Secondary Liens and Subordination

The original mortgage isn’t always the only lien on a property. Home equity loans and home equity lines of credit create additional liens, often called junior liens or second mortgages. These sit behind the first mortgage in priority, meaning if the property goes to foreclosure, the first mortgage gets paid before the second one sees a dollar. If there isn’t enough equity to cover both, the junior lienholder may not recover the full amount owed.18Consumer Financial Protection Bureau. What Is a Second Mortgage Loan or Junior-Lien?

This priority system creates a practical complication when you refinance. Mortgage liens follow a “first in time, first in right” rule. When you pay off the original first mortgage with a new refinance loan, the existing second lien would technically jump to first position because it’s now the oldest recorded lien. To prevent that, the refinancing lender requires the second lienholder to sign a subordination agreement, voluntarily moving back to second position so the new loan gets priority. If the second lienholder refuses, the refinance can fall apart, which is why lenders evaluate the entire lien picture before approving a new loan.
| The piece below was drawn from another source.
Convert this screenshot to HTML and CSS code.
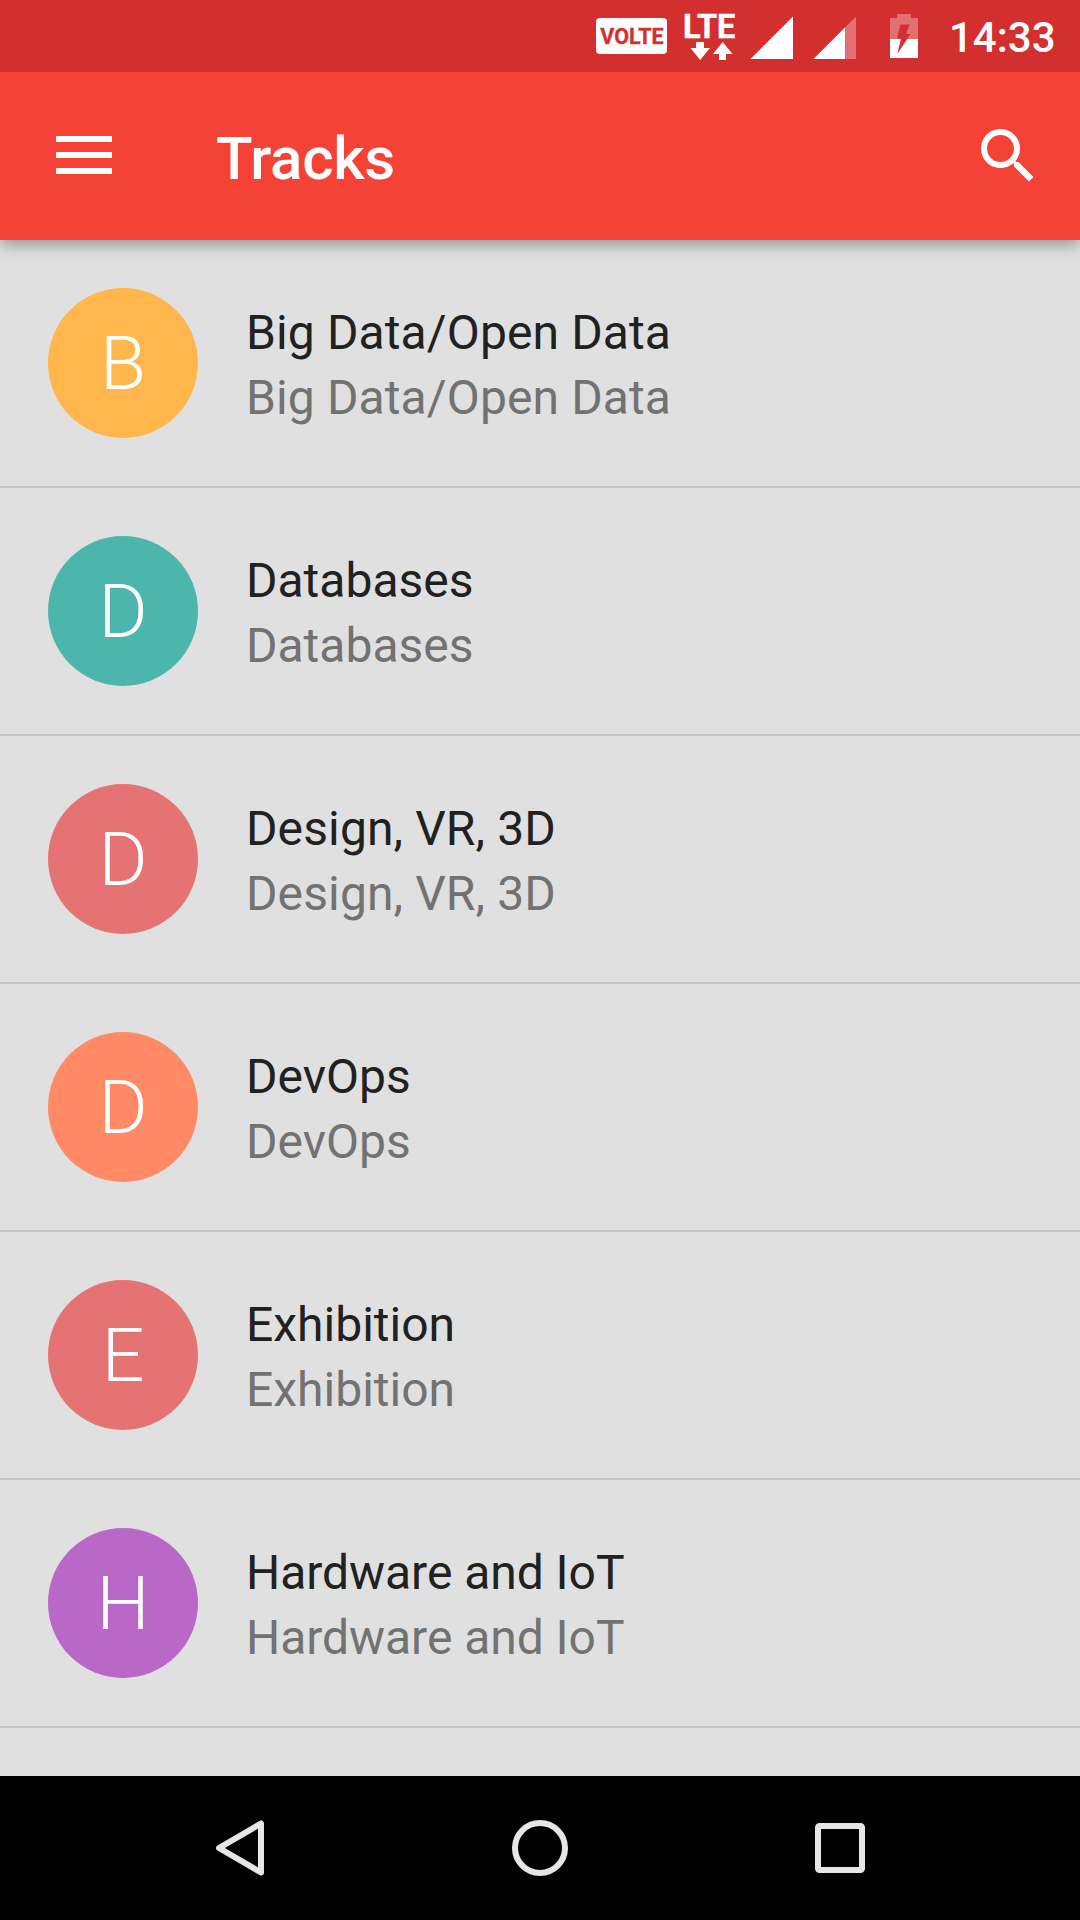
FILE: index.html
```html
<!DOCTYPE html>
<html lang="en">
<head>
<meta charset="utf-8">
<title>Tracks</title>
<link rel="stylesheet" href="styles.css">
</head>
<body>
<div class="screen">
  <div class="status-bar">
    <span class="volte">VOLTE</span>
    <div class="lte">
      <span class="lte-label">LTE</span>
      <svg class="lte-arrows" width="43" height="18" viewBox="0 0 43 18"><path d="M6 0h8v6h6L10.200 18 0.500 6H6zM32.700 0L42.500 12H36v6h-7v-6h-6z" fill="#fff"/></svg>
    </div>
    <svg class="signal" width="43" height="43" viewBox="0 0 43 43"><path d="M0.500 43L43 0.500V43z" fill="#fff"/></svg>
    <svg class="signal-partial" width="43" height="43" viewBox="0 0 43 43"><path d="M0.500 43L43 0.500V43z" fill="#e27071"/><path d="M0.500 43L32 11.500V43z" fill="#fff"/></svg>
    <svg class="battery" width="28" height="44" viewBox="0 0 28 44"><path d="M7 0h14v4h7v21H0V4h7z" fill="#e27071"/><path d="M0 25h28v19H0z" fill="#fff"/><path d="M10.500 10.500h9L16 20h4.500L7.300 40l3.700-15.500H7z" fill="#d32f2f"/></svg>
    <span class="clock">14:33</span>
  </div>
  <header class="app-bar">
    <svg class="menu" width="56" height="38" viewBox="0 0 56 38"><path d="M0 0h56v6H0zM0 16h56v6H0zM0 32h56v6H0z" fill="#fff"/></svg>
    <h1 class="title">Tracks</h1>
    <svg class="search" width="72" height="72" viewBox="0 0 24 24"><path d="M15.500 14h-.79l-.28-.27C15.410 12.590 16 11.110 16 9.500 16 5.910 13.090 3 9.500 3S3 5.910 3 9.500 5.910 16 9.500 16c1.610 0 3.090-.59 4.230-1.570l.27.28v.79l5 4.990L20.490 19l-4.990-5zm-6 0C7.010 14 5 11.990 5 9.500S7.010 5 9.500 5 14 7.010 14 9.500 11.990 14 9.500 14z" fill="#fff"/></svg>
  </header>
  <main class="list">
    <div class="row"><div class="avatar amber">B</div><div class="text wide">
      <div class="name">Big Data/Open Data</div><div class="desc">Big Data/Open Data</div></div></div>
    <div class="row"><div class="avatar teal">D</div><div class="text"><div class="name">Databases</div><div class="desc">Databases</div></div></div>
    <div class="row"><div class="avatar red">D</div><div class="text wide"><div class="name">Design, VR, 3D</div><div class="desc">Design, VR, 3D</div></div></div>
    <div class="row"><div class="avatar orange">D</div><div class="text"><div class="name">DevOps</div><div class="desc">DevOps</div></div></div>
    <div class="row"><div class="avatar red">E</div><div class="text"><div class="name">Exhibition</div><div class="desc">Exhibition</div></div></div>
    <div class="row"><div class="avatar purple">H</div><div class="text tight"><div class="name">Hardware and IoT</div><div class="desc">Hardware and IoT</div></div></div>
  </main>
  <nav class="nav-bar">
    <svg width="60" height="60" viewBox="0 0 60 60"><path d="M51 5.500v49L9 30z"/></svg>
    <svg width="60" height="60" viewBox="0 0 60 60"><circle cx="30" cy="30" r="25"/></svg>
    <svg width="60" height="60" viewBox="0 0 60 60"><rect x="8" y="8" width="44" height="44" rx="1.500"/></svg>
  </nav>
</div>
</body>
</html>
```
FILE: styles.css
```css
* { box-sizing: border-box; }

body {
  margin: 0;
  font-family: Roboto, sans-serif;
}

svg { display: block; flex: none; }

.screen {
  display: flex;
  flex-direction: column;
  width: 1080px;
  height: 1920px;
  overflow: hidden;
  background: #e0e0e0;
}

.status-bar {
  position: relative;
  z-index: 2;
  display: flex;
  flex: none;
  height: 72px;
  padding-left: 596px;
  background: #d32f2f;
  color: #fff;
}

.volte {
  width: 71px;
  height: 36px;
  margin-top: 18px;
  padding-left: 1px;
  border-radius: 4px;
  background: #fff;
  color: #d32f2f;
  font-size: 21.5px;
  font-weight: 700;
  line-height: 37px;
  text-align: center;
  -webkit-text-stroke: 0.3px #d32f2f;
}

.lte {
  width: 54px;
  margin: 11px 0 0 16px;
}

.lte-label {
  display: block;
  height: 31px;
  font-size: 32.5px;
  font-weight: 700;
  line-height: 32px;
  -webkit-text-stroke: 0.4px #fff;
}

.lte-arrows { margin-left: 7px; }

.signal { margin: 16px 0 0 13px; }
.signal-partial { margin: 16px 0 0 20px; }
.battery { margin: 14px 0 0 34px; }

.clock {
  margin-left: 31px;
  font-size: 42px;
  font-weight: 500;
  line-height: 75px;
}

.app-bar {
  position: relative;
  display: flex;
  align-items: center;
  flex: none;
  height: 168px;
  padding: 0 36px 0 56px;
  background: #f44336;
  color: #fff;
  box-shadow: 0 6px 14px -1px rgba(0, 0, 0, 0.34);
}

.menu { margin-bottom: 2px; }

.title {
  flex: 1;
  margin: 6px 0 0 104px;
  font-size: 60px;
  font-weight: 500;
  letter-spacing: -0.25px;
  line-height: 72px;
}

.list { flex: 1; }

.row {
  display: flex;
  height: 248px;
  padding: 48px;
  border-bottom: 2px solid #c4c4c4;
}

.avatar {
  flex: none;
  width: 150px;
  height: 150px;
  border-radius: 50%;
  color: #fff;
  font-size: 75px;
  font-weight: 300;
  line-height: 150px;
  text-align: center;
}

.amber { background: #ffb74d; }
.teal { background: #4db6ac; }
.red { background: #e57373; }
.orange { background: #ff8a65; }
.purple { background: #ba68c8; }

.text {
  margin: 12px 0 0 48px;
  font-size: 48px;
  line-height: 65px;
  white-space: nowrap;
}

.wide { letter-spacing: 0.12px; }
.tight { letter-spacing: -0.05px; }

.name { color: #212121; }
.desc { color: #727272; }

.nav-bar {
  display: flex;
  align-items: center;
  justify-content: center;
  gap: 240px;
  flex: none;
  height: 144px;
  background: #000;
}

.nav-bar svg {
  fill: none;
  stroke: #e6e6e6;
  stroke-width: 6;
  stroke-linejoin: round;
}
```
How All the Pieces Work Together

No single element secures a mortgage in isolation. The property gives the lender something tangible to fall back on. The mortgage or deed of trust creates the legal right to take it. The promissory note establishes your personal obligation to repay. The down payment ensures you have money at risk from the start. Mortgage insurance covers the gap when equity is thin. Title insurance confirms the lien is valid. Escrow accounts defend against tax liens and insurance lapses. Each layer addresses a different risk, and together they explain why mortgage interest rates are so much lower than unsecured credit. The more security a lender has, the less it needs to charge for the risk of lending.